**YOUR TASK:**
Identify each line holding the string "Tailwind" and copy it.

**MATERIAL PROVIDED:**

** BEGIN **

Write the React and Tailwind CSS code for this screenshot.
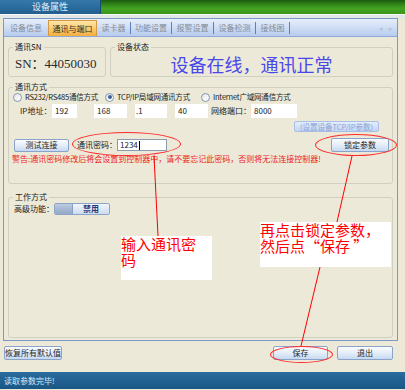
const Btn = ({ className, children }) => (
    <button
        type="button"
        className={`flex items-center justify-center whitespace-nowrap rounded-[2px] border border-[#8aa3c8] bg-[linear-gradient(to_bottom,#fafcff,#e2ecf9_55%,#c6d8f1)] text-[8px] leading-[10px] text-[#1d1d1d] ${className}`}
    >
        {children}
    </button>
);

const Group = ({ label, className, children }) => (
    <fieldset className={`rounded-[3px] border border-[#cfd0c2] ${className}`}>
        <legend className="ml-[4px] px-[2px] text-[8px] leading-[10px] text-[#1a1a1a]">{label}</legend>
        {children}
    </fieldset>
);

const Radio = ({ checked, label, className }) => (
    <div className={`flex items-center gap-[3px] whitespace-nowrap ${className}`}>
        <span className="flex h-[9px] w-[9px] shrink-0 items-center justify-center rounded-full border border-[#8797ad] bg-[linear-gradient(135deg,#e4e7ec,#ffffff)]">
            {checked && <span className="h-[4px] w-[4px] rounded-full bg-[#3d5f9e]" />}
        </span>
        <span className="text-[7.5px] leading-[10px] tracking-[-0.2px] text-[#1a1a1a]">{label}</span>
    </div>
);

const Field = ({ className, children }) => (
    <div className={`flex h-[14px] items-center bg-white text-[8px] leading-[10px] text-[#1a1a1a] ${className}`}>{children}</div>
);

const tabs = [
    { name: "设备信息", w: "w-[44px]" },
    { name: "通讯与端口", w: "w-[49px]", active: true },
    { name: "读卡器", w: "w-[34px]", sep: true },
    { name: "功能设置", w: "w-[41px]", sep: true },
    { name: "报警设置", w: "w-[42px]", sep: true },
    { name: "设备检测", w: "w-[42px]", sep: true },
    { name: "接线图", w: "w-[34px]", sep: true },
];

export default function App() {
    return (
        <div className="relative h-[390px] w-[405px] overflow-hidden bg-[#ece9d8] font-['Noto_Sans_CJK_SC',sans-serif]">
            {/* title bar */}
            <div className="flex h-[14px]">
                <div className="flex w-[101px] items-center justify-center border-r border-[#174a72] bg-[linear-gradient(to_bottom,#3579aa,#215f90)] text-[9px] leading-[10px] text-[#e2ecf5]">
                    设备属性
                </div>
                <div className="flex-1 bg-[linear-gradient(to_bottom,#1d5a12_0%,#2c7e15_25%,#44a222_60%,#3b971b_100%)]" />
            </div>
            <div className="h-[4px] border-t border-[#f6f8f4] bg-[#e3e7e6]" />

            {/* tab panel */}
            <div className="ml-[3px] w-[395px] border border-[#7b98c6] bg-[#ece9d8]">
                <div className="flex h-[18px] items-stretch border-b border-[#8ea9da] bg-[linear-gradient(to_bottom,#e6eefb,#cbdaf3_60%,#b6cbee)] pt-[1px]">
                    {tabs.map((t) =>
                        t.active ? (
                            <div
                                key={t.name}
                                className={`${t.w} flex items-center justify-center border border-b-0 border-[#d29a45] bg-[linear-gradient(to_bottom,#ffe6a8,#fbc565_60%,#f4ad3e)] text-[8px] leading-[10px] text-[#2a2a2a]`}
                            >
                                {t.name}
                            </div>
                        ) : (
                            <div key={t.name} className={`${t.w} flex items-center justify-center py-[2px]`}>
                                <span
                                    className={`flex h-full w-full items-center justify-center text-[8px] leading-[10px] text-[#858b93] ${t.sep ? "border-r border-[#5c7fb8]" : ""}`}
                                >
                                    {t.name}
                                </span>
                            </div>
                        )
                    )}
                    <div className="ml-auto mr-[4px] flex items-center gap-[6px] text-[7px] text-[#b5c3dc]">
                        <span>◂</span>
                        <span>▸</span>
                    </div>
                </div>

                <div className="flex flex-col px-[4px] pb-[2px] pt-[5px]">
                    <div className="flex h-[35px] gap-[4px]">
                        <Group label="通讯SN" className="w-[98px]">
                            <div className="flex h-[24px] items-center pl-[6px] font-['Liberation_Serif','Noto_Sans_CJK_SC',serif] text-[13px] leading-[16px] text-[#2a2a2a]">
                                SN：44050030
                            </div>
                        </Group>
                        <Group label="设备状态" className="flex-1">
                            <div className="flex h-[24px] items-center justify-center text-[18px] leading-[20px] text-[#4848ea]">
                                设备在线，通讯正常
                            </div>
                        </Group>
                    </div>

                    <Group label="通讯方式" className="mt-[5px] h-[102px]">
                        <div className="flex h-[10px] items-center pl-[4px]">
                            <Radio label="RS232/RS485通信方式" className="w-[92px]" />
                            <Radio label="TCP/IP局域网通讯方式" checked className="w-[96px]" />
                            <Radio label="Internet广域网通信方式" />
                        </div>
                        <div className="mt-[2px] flex h-[14px] items-center pl-[11px]">
                            <span className="w-[32px] whitespace-nowrap text-[8px] leading-[10px] text-[#1a1a1a]">IP地址：</span>
                            <Field className="w-[25px] pl-[3px]">192</Field>
                            <Field className="ml-[17px] w-[33px] pl-[3px]">168</Field>
                            <Field className="ml-[8px] w-[32px] pl-[1px]">.1</Field>
                            <Field className="ml-[8px] w-[33px] pl-[3px]">40</Field>
                            <span className="ml-[3px] w-[40px] whitespace-nowrap text-[8px] leading-[10px] text-[#1a1a1a]">网络端口：</span>
                            <Field className="w-[46px] pl-[3px]">8000</Field>
                        </div>
                        <div className="mt-[3px] flex h-[11px] justify-end pr-[13px]">
                            <button
                                type="button"
                                className="flex w-[85px] items-center justify-center whitespace-nowrap rounded-[2px] border border-[#a9bfe6] bg-[linear-gradient(to_bottom,#e4edfc,#c3d6f6)] text-[7.5px] leading-[9px] text-[#8ea2cf]"
                            >
                                (设置设备TCP/IP参数)
                            </button>
                        </div>
                        <div className="mt-[6px] flex h-[14px] items-center pl-[5px] pr-[3px]">
                            <Btn className="h-[13px] w-[55px]">测试连接</Btn>
                            <span className="ml-[8px] w-[40px] whitespace-nowrap text-[8px] leading-[10px] text-[#1a1a1a]">通讯密码：</span>
                            <div className="flex h-[12px] w-[50px] items-center border border-[#8b9bb0] bg-white pl-[2px] text-[8px] leading-[10px] text-[#1a1a1a]">
                                1234
                                <span className="ml-[1px] h-[9px] w-[1px] bg-black" />
                            </div>
                            <Btn className="ml-auto h-[14px] w-[58px]">锁定参数</Btn>
                        </div>
                        <div className="mt-[2px] whitespace-nowrap pl-[3px] text-[8px] leading-[10px] text-[#ee1c1c]">
                            警告:通讯密码修改后将会设置到控制器中，请不要忘记此密码，否则将无法连接控制器!
                        </div>
                    </Group>

                    <Group label="工作方式" className="mt-[8px] h-[146px]">
                        <div className="flex h-[13px] items-center pl-[5px]">
                            <span className="w-[40px] whitespace-nowrap text-[8px] leading-[10px] text-[#1a1a1a]">高级功能：</span>
                            <div className="flex h-[12px] w-[56px] overflow-hidden rounded-[2px] border border-[#8ea4c6]">
                                <div className="w-[18px] border-r border-[#8aa0c0] bg-[linear-gradient(to_bottom,#bccbe0,#93a8c5)]" />
                                <div className="flex flex-1 items-center justify-center bg-[linear-gradient(to_bottom,#f1f6fd,#cddcf2)] text-[8px] font-bold leading-[10px] text-[#23397a]">
                                    禁用
                                </div>
                            </div>
                        </div>
                    </Group>
                </div>
            </div>

            {/* bottom buttons */}
            <div className="mt-[5px] flex h-[14px] items-center pl-[4px] pr-[12px]">
                <Btn className="h-[14px] w-[58px]">恢复所有默认值</Btn>
                <Btn className="ml-auto h-[14px] w-[55px]">保存</Btn>
                <Btn className="ml-[9px] h-[14px] w-[56px]">退出</Btn>
            </div>

            {/* status bar */}
            <div className="mt-[12px] flex h-[17px] items-center bg-[linear-gradient(to_bottom,#2a6c9e,#195684)] pl-[4px] text-[8px] leading-[10px] text-[#dce8f3]">
                读取参数完毕!
            </div>

            {/* annotations */}
            <div className="absolute left-[121px] top-[236px] h-[44px] w-[91px] bg-white text-[15px] leading-[16px] text-[#ff0000]">
                输入通讯密
                <br />码
            </div>
            <div className="absolute left-[260px] top-[222px] h-[45px] w-[131px] whitespace-nowrap bg-white text-[15px] leading-[16px] text-[#ff0000]">
                再点击锁定参数，
                <br />然后点“保存 ”
            </div>
            <div className="absolute left-[72px] top-[132px] h-[24px] w-[109px] rounded-[50%] border border-[#ff2a2a]" />
            <div className="absolute left-[315px] top-[134px] h-[22px] w-[82px] rounded-[50%] border border-[#ff2a2a]" />
            <div className="absolute left-[270px] top-[346px] h-[17px] w-[63px] rounded-[50%] border border-[#ff2a2a]" />
            <svg className="pointer-events-none absolute left-0 top-0" width="405" height="390">
                <line x1="154" y1="156" x2="158" y2="236" stroke="#ff0000" strokeWidth="1" />
                <line x1="352" y1="156" x2="337" y2="222" stroke="#ff0000" strokeWidth="1" />
                <line x1="320" y1="267" x2="301" y2="346" stroke="#ff0000" strokeWidth="1" />
            </svg>
        </div>
    );
}
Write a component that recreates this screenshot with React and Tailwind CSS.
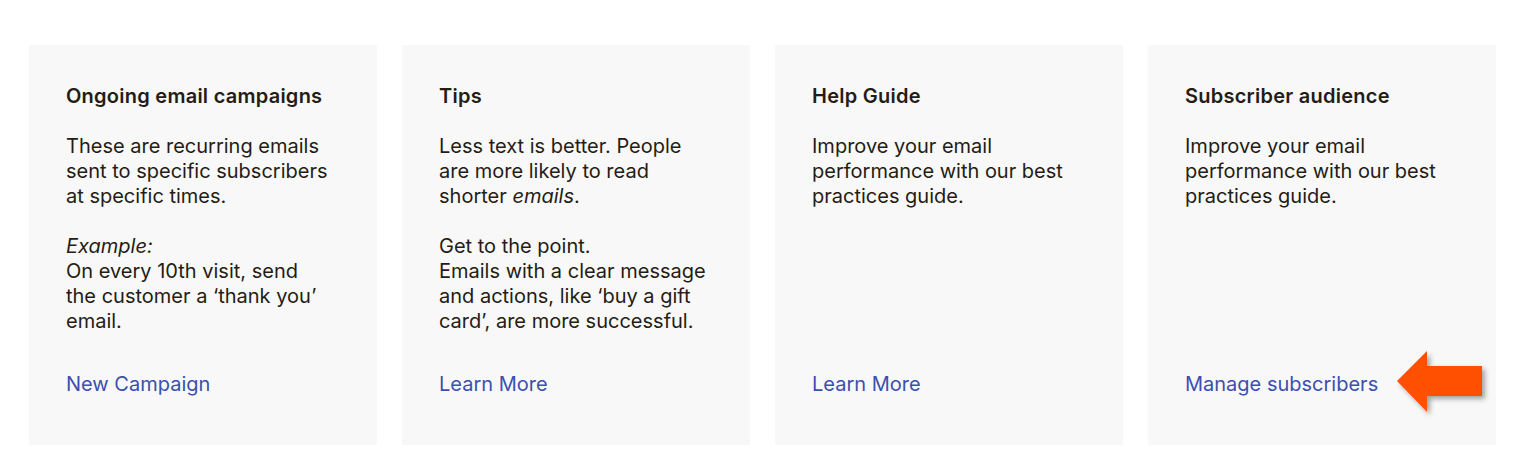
import React from "react";

const cards = [
  {
    title: "Ongoing email campaigns",
    body: (
      <>
        <p>
          These are recurring emails
          <br />
          sent to specific subscribers
          <br />
          at specific times.
        </p>
        <p className="mt-[25px]">
          <em>Example:</em>
          <br />
          On every 10th visit, send
          <br />
          the customer a ‘thank you’
          <br />
          email.
        </p>
      </>
    ),
    link: "New Campaign",
  },
  {
    title: "Tips",
    body: (
      <>
        <p>
          Less text is better. People
          <br />
          are more likely to read
          <br />
          shorter <em>emails</em>.
        </p>
        <p className="mt-[25px]">
          Get to the point.
          <br />
          Emails with a clear message
          <br />
          and actions, like ‘buy a gift
          <br />
          card’, are more successful.
        </p>
      </>
    ),
    link: "Learn More",
  },
  {
    title: "Help Guide",
    body: (
      <p>
        Improve your email
        <br />
        performance with our best
        <br />
        practices guide.
      </p>
    ),
    link: "Learn More",
  },
  {
    title: "Subscriber audience",
    body: (
      <p>
        Improve your email
        <br />
        performance with our best
        <br />
        practices guide.
      </p>
    ),
    link: "Manage subscribers",
    arrow: true,
  },
];

function Arrow() {
  return (
    <svg
      className="absolute left-[248px] top-[304px]"
      width="96"
      height="72"
      viewBox="0 0 96 72"
    >
      <defs>
        <filter id="sh" x="-20%" y="-20%" width="150%" height="150%">
          <feDropShadow dx="3" dy="3" stdDeviation="2.5" floodColor="#000" floodOpacity="0.35" />
        </filter>
      </defs>
      <polygon
        points="1,32 31,2 31,17 86,17 86,47 31,47 31,63"
        fill="#ff4f00"
        filter="url(#sh)"
      />
    </svg>
  );
}

export default function App() {
  return (
    <div
      className="w-[1530px] h-[469px] bg-white pt-[45px] pl-[29px]"
      style={{ fontFamily: "Inter, 'Noto Sans', sans-serif" }}
    >
      <div className="flex gap-[25px]">
        {cards.map((c, i) => (
          <div
            key={i}
            className="relative flex flex-col w-[348px] h-[400px] bg-[#f8f8f8] pt-[39px] pb-[48px] pl-[37px] pr-4 text-[20px] leading-[25px] text-[#241c15]"
          >
            <h3 className="font-semibold tracking-[0.25px] mb-[25px]">{c.title}</h3>
            <div className="whitespace-nowrap">{c.body}</div>
            <a href="#" className="mt-auto text-[#3b4fb0]">
              {c.link}
            </a>
            {c.arrow && <Arrow />}
          </div>
        ))}
      </div>
    </div>
  );
}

** END **

**ANSWER BELOW:**
Write the React and Tailwind CSS code for this screenshot.
Write a component that recreates this screenshot with React and Tailwind CSS.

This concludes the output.